Beginning with that caution in mind, let me take you back to my workshop in Chicago, where the humid summers and bone-dry winters have taught me more about finishes than any textbook could. I’m Anthony Martinez, and after a decade as an architect designing sleek modern interiors, I traded blueprints for bandsaws to focus on custom cabinetry and architectural millwork. One client—a high-end condo owner—insisted on a painted kitchen island to match her minimalist palette. I warned her about the wood underneath fighting back with movement, but she pushed ahead. Six months later, cracks spiderwebbed across the surface from seasonal swelling. That heartbreak (and refund) cemented my rule: natural look or painted finish? It’s not just aesthetics; it’s engineering your wood’s future.
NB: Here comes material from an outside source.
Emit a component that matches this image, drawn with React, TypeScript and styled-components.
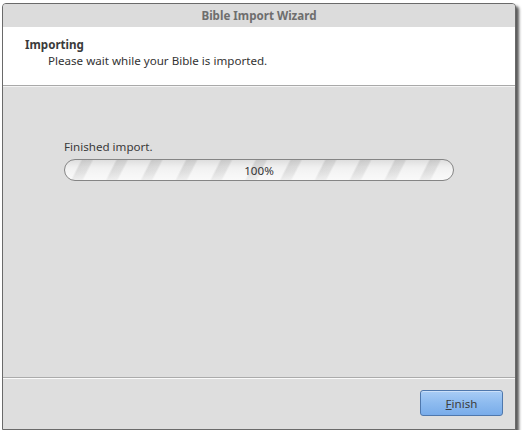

In this guide, we’ll break down the natural look—think oils and waxes that celebrate the wood grain—versus painted finishes that cloak it entirely. I’ll draw from my projects, like the quartersawn oak vanities I built for a Lincoln Park brownstone, where natural oil let the chatoyance (that shimmering light play on grain patterns) shine, versus the MDF-painted cabinets for a suburban spec home that hid imperfections but demanded flawless prep. We’ll start with fundamentals: what each finish is, why wood behaves differently under them, and metrics like moisture content equilibrium (around 6-8% for indoor furniture, per the Wood Handbook from the Forest Products Laboratory). Then, we’ll dive into prep, application, durability data, and real-world case studies. By the end, you’ll know how to choose based on your space, skill, and longevity goals.
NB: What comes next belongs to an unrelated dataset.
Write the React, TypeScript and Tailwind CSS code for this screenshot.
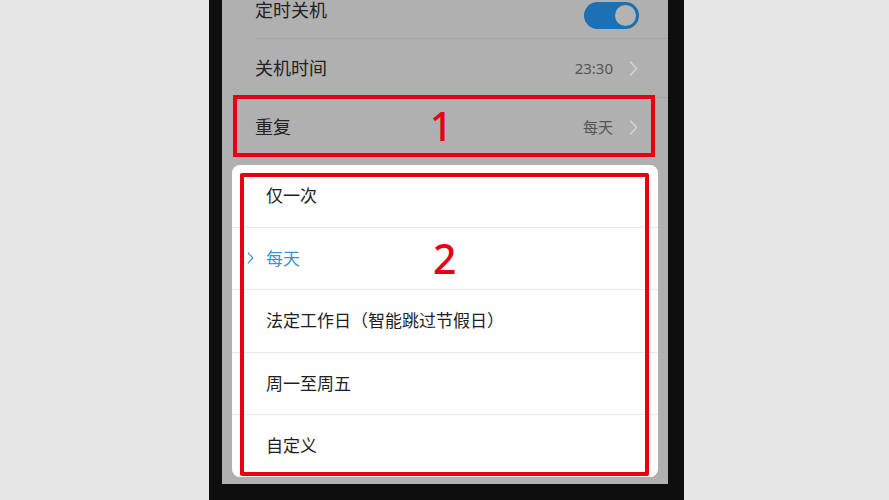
import React from 'react';

const Chevron: React.FC<{ className?: string }> = ({ className }) => (
  <svg width="9" height="15" viewBox="0 0 9 15" className={className} fill="none">
    <polyline points="1.5,1 7.5,7.5 1.5,14" stroke="currentColor" strokeWidth="1.5" strokeLinecap="round" strokeLinejoin="round" />
  </svg>
);

const options = ['仅一次', '每天', '法定工作日（智能跳过节假日）', '周一至周五', '自定义'];

const App: React.FC = () => {
  const selected = '每天';

  return (
    <div
      className="w-full h-[500px] bg-[#e6e6e6] flex pl-[209px] overflow-hidden"
      style={{ fontFamily: '"Noto Sans", "Noto Sans CJK SC", sans-serif' }}
    >
      {/* Phone body */}
      <div className="w-[475px] h-[500px] bg-[#0e0e0e] pl-[13px] pr-[16px] pb-[16px] flex">
        {/* Screen, dimmed behind the sheet */}
        <div className="relative w-[446px] h-[484px] bg-[#b0b0b0] overflow-hidden flex flex-col">
          <div className="-mt-[19px] pl-[33px]">
            <div className="h-[58px] flex items-center justify-between pr-[29px] border-b border-[#a6a6a6]">
              <span className="text-[18px] leading-[18px] text-[#222222]">定时关机</span>
              <div className="w-[55px] h-[27px] rounded-full bg-[#1c70b4] flex items-center justify-end pr-[1px] mt-[12px]">
                <div className="w-[25px] h-[25px] rounded-full bg-[#b3b3b3] border-2 border-[#1c70b4]" />
              </div>
            </div>
            <div className="h-[59px] flex items-center justify-between pr-[30px] border-b border-[#a6a6a6]">
              <span className="text-[18px] text-[#222222]">关机时间</span>
              <div className="flex items-center gap-[16px] text-[#555555]">
                <span className="text-[15px]">23:30</span>
                <Chevron className="text-[#d4d4d4]" />
              </div>
            </div>
            <div className="h-[59px] flex items-center justify-between pr-[30px]">
              <span className="text-[18px] text-[#222222]">重复</span>
              <div className="flex items-center gap-[16px] text-[#555555]">
                <span className="text-[15px]">每天</span>
                <Chevron className="text-[#d4d4d4]" />
              </div>
            </div>
          </div>

          {/* Repeat picker sheet */}
          <div className="relative mt-[8px] mx-[10px] h-[312px] bg-white rounded-[8px] flex flex-col">
            {options.map((opt, i) => {
              const active = opt === selected;
              return (
                <div
                  key={opt}
                  className={`relative flex-1 flex items-center pl-[34px] ${i < options.length - 1 ? 'border-b border-[#e8e8e8]' : ''}`}
                >
                  {active && <Chevron className="absolute left-[15px] text-[#3b92cf] w-[7px] h-[12px]" />}
                  <span className={`text-[17px] ${active ? 'text-[#3b92cf]' : 'text-[#1e1e1e]'}`}>{opt}</span>
                </div>
              );
            })}

            <div className="absolute left-[8px] top-[8px] w-[409px] h-[303px] border-4 border-[#e60012] rounded-[2px] pointer-events-none" />
            <span className="absolute left-[201px] top-[73px] text-[41px] leading-none text-[#e60012] font-medium">2</span>
          </div>

          {/* Highlight around the repeat row */}
          <div className="absolute left-[11px] top-[95px] w-[422px] h-[62px] border-4 border-[#e60012] pointer-events-none" />
          <span className="absolute left-[208px] top-[106px] text-[39px] leading-none text-[#e60012] font-medium">1</span>
        </div>
      </div>
    </div>
  );
};

export default App;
The Essence of a Natural Look Finish: Honoring the Wood’s Character

Let’s define a natural look finish first: it’s any transparent or semi-transparent coating—like oils, waxes, or varnishes—that penetrates or lightly sheathes the wood, allowing the grain, figure, and color variations to remain visible. Why does it matter? Wood isn’t static; it breathes with humidity changes. A natural finish accommodates this wood movement—the expansion and contraction due to moisture absorption. For instance, if you’re asking, “Why did my solid walnut shelf warp after installation?” it’s because unchecked moisture swings (from 4% in winter to 12% in summer) cause tangential shrinkage up to 8% in some species, per USDA Forest Service data.

In my shop, I always acclimate lumber for two weeks at 65-70°F and 45-55% relative humidity—the sweet spot for Chicago’s climate. This stabilizes equilibrium moisture content (EMC), preventing future issues. Natural finishes excel here because they flex with the wood.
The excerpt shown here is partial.